_TASK DESCRIPTION_
Gather all lines in the records below that include the word "React".

_DATA PROVIDED_
-------------------------

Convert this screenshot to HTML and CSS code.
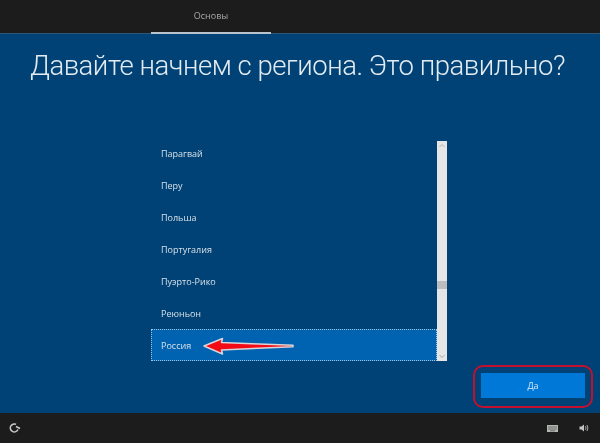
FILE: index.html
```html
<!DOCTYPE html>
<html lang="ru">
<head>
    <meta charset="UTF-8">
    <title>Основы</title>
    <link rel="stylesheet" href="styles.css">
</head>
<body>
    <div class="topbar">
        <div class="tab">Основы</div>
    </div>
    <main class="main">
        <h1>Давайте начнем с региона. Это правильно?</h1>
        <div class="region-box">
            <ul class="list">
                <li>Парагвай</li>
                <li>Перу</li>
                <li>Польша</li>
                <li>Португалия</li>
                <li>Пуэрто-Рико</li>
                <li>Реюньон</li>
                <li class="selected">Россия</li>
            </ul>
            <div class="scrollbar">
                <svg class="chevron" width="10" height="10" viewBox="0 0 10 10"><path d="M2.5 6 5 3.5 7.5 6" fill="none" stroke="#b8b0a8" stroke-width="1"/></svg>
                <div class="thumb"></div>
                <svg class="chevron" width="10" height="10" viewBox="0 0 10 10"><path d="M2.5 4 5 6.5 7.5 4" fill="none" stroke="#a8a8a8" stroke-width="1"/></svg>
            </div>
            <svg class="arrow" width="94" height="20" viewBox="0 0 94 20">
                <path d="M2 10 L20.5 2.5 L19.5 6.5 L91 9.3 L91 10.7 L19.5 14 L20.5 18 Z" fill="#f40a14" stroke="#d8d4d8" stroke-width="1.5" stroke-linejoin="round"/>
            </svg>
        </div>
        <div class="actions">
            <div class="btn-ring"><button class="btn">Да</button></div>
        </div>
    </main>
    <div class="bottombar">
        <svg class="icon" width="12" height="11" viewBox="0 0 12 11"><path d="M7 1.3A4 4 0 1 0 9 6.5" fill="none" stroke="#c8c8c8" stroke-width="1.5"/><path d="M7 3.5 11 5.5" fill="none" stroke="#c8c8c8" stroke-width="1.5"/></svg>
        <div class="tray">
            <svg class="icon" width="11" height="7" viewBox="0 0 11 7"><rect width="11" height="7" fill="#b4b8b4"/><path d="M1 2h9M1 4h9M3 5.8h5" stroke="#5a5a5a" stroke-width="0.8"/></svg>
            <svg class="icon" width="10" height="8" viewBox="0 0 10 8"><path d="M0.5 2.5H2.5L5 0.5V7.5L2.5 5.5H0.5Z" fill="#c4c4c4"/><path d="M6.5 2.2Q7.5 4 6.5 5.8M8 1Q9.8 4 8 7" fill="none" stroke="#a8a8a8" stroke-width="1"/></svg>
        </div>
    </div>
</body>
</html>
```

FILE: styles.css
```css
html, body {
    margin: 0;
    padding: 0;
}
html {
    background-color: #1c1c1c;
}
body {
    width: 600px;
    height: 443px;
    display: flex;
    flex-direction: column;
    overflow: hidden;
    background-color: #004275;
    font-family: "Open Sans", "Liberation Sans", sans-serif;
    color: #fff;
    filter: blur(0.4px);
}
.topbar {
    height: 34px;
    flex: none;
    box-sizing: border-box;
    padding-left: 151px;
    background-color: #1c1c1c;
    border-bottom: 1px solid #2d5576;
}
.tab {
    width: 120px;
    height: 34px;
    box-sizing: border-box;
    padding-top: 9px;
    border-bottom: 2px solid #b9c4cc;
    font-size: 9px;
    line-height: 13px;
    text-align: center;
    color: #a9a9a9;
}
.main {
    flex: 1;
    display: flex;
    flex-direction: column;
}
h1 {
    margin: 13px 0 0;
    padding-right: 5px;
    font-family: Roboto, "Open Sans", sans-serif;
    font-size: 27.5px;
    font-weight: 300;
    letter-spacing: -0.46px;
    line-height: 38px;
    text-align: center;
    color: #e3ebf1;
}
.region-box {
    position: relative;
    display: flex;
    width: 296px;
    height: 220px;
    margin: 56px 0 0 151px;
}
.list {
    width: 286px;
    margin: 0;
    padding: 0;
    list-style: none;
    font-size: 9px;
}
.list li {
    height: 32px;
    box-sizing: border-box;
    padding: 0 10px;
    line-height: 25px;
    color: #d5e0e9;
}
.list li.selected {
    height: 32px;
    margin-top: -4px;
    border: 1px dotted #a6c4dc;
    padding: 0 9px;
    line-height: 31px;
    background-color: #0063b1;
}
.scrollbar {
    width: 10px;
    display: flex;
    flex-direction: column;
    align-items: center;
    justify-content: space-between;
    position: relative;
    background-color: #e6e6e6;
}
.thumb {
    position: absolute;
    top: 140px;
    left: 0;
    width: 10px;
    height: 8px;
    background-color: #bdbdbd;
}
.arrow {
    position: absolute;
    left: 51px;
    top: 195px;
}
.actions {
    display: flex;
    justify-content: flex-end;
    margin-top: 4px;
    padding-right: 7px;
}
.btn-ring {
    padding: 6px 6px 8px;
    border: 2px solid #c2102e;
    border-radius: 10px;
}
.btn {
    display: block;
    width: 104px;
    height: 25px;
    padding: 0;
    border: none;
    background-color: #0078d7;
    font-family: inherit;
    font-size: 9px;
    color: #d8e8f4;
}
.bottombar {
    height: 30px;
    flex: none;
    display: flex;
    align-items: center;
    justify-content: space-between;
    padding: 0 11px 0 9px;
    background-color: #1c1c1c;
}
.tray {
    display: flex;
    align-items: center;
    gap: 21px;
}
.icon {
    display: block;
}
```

-------------------------

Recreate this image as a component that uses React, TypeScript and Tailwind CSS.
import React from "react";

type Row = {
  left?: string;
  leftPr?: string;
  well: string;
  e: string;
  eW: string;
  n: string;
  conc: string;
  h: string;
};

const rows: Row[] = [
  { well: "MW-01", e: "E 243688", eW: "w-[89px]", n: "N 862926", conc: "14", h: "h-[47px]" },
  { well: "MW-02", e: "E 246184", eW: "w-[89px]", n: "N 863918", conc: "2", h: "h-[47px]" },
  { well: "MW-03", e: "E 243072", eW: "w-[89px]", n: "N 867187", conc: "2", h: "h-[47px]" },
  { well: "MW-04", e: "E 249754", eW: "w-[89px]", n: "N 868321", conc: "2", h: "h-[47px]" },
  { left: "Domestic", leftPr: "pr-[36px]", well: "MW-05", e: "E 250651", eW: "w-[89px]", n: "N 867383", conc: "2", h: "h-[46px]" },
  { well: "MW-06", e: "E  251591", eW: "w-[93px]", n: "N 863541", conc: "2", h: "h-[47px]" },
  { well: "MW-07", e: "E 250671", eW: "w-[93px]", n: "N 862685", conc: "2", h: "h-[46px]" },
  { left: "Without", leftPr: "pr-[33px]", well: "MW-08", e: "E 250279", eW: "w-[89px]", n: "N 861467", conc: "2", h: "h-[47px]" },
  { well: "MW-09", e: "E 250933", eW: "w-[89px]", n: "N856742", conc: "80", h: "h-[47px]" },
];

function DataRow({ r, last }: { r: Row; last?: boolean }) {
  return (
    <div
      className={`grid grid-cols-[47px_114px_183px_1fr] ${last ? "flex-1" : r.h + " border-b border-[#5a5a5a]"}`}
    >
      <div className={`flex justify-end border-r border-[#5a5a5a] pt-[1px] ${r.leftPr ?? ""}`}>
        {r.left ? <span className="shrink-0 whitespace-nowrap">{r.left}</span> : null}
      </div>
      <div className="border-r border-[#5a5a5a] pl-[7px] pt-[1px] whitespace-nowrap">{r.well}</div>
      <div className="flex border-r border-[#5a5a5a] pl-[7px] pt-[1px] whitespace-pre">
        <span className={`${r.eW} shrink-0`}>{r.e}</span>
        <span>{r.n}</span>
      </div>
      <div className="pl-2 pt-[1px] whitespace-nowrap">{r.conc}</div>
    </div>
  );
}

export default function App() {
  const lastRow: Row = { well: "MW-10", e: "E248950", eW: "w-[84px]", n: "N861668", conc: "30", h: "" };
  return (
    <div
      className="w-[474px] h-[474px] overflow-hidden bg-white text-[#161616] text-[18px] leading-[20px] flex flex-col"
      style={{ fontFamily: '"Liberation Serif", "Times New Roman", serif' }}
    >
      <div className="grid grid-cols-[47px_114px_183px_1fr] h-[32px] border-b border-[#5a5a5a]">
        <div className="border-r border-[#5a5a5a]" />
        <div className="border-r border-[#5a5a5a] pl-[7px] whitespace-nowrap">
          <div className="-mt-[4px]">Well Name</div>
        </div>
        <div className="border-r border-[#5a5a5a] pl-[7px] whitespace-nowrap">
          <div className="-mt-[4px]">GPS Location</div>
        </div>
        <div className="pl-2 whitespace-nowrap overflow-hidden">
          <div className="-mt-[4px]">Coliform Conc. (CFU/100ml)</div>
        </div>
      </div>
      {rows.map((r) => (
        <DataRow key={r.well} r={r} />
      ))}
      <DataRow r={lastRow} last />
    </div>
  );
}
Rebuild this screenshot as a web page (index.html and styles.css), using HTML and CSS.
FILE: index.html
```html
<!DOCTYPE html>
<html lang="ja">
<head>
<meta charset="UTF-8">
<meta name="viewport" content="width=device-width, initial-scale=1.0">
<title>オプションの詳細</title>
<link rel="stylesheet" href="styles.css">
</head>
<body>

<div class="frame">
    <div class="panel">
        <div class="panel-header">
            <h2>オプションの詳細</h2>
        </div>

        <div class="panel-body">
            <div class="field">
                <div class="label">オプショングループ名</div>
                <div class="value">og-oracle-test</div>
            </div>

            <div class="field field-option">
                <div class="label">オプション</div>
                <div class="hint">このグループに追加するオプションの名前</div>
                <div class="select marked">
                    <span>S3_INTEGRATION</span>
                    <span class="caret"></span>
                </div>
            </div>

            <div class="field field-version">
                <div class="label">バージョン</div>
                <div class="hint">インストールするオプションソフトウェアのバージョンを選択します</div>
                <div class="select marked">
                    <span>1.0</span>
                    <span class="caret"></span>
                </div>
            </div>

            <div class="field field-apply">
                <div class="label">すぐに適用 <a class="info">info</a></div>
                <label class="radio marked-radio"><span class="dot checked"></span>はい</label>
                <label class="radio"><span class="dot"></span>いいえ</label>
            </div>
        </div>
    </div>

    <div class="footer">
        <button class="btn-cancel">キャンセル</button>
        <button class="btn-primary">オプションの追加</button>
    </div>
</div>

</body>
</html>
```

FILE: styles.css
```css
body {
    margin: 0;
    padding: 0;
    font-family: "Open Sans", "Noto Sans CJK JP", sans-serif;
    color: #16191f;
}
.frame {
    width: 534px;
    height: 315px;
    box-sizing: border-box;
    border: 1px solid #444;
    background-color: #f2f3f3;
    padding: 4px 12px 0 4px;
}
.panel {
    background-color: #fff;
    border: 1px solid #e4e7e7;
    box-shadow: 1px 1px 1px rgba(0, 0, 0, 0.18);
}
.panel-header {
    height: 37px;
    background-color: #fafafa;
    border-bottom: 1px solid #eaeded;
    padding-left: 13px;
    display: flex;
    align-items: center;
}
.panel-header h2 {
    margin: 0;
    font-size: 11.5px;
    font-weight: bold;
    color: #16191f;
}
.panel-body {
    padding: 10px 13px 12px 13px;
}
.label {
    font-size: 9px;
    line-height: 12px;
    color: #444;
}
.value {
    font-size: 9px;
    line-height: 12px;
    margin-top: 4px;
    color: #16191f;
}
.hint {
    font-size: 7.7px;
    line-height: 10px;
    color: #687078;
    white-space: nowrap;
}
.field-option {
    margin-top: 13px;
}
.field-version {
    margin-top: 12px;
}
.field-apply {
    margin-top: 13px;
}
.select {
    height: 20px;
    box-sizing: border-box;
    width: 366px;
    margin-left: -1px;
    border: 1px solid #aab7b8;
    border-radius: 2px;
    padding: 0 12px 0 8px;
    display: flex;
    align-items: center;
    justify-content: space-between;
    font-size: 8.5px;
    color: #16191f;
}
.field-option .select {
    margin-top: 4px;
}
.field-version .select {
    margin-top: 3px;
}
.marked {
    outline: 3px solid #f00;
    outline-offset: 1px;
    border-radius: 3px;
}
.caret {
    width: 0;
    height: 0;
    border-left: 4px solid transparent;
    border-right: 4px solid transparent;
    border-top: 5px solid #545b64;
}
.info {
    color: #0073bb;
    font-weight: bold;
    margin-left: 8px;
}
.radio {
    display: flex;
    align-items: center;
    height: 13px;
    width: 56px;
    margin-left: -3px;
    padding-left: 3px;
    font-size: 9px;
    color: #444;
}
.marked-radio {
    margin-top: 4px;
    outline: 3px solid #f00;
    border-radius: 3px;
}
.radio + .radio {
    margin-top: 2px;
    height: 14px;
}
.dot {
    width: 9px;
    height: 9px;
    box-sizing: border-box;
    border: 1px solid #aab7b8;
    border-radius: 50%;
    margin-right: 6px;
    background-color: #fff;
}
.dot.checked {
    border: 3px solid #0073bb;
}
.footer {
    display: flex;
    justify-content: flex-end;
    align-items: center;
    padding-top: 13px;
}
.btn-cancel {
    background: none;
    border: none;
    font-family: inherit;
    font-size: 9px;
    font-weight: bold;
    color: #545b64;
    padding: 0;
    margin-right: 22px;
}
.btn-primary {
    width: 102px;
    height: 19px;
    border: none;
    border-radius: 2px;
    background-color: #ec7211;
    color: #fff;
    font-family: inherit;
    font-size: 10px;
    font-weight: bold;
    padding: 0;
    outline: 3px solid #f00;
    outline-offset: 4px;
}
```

-------------------------

_SOLUTION FOR THIS EXERCISE_
Recreate this image as a component that uses React, TypeScript and Tailwind CSS.
import React from "react";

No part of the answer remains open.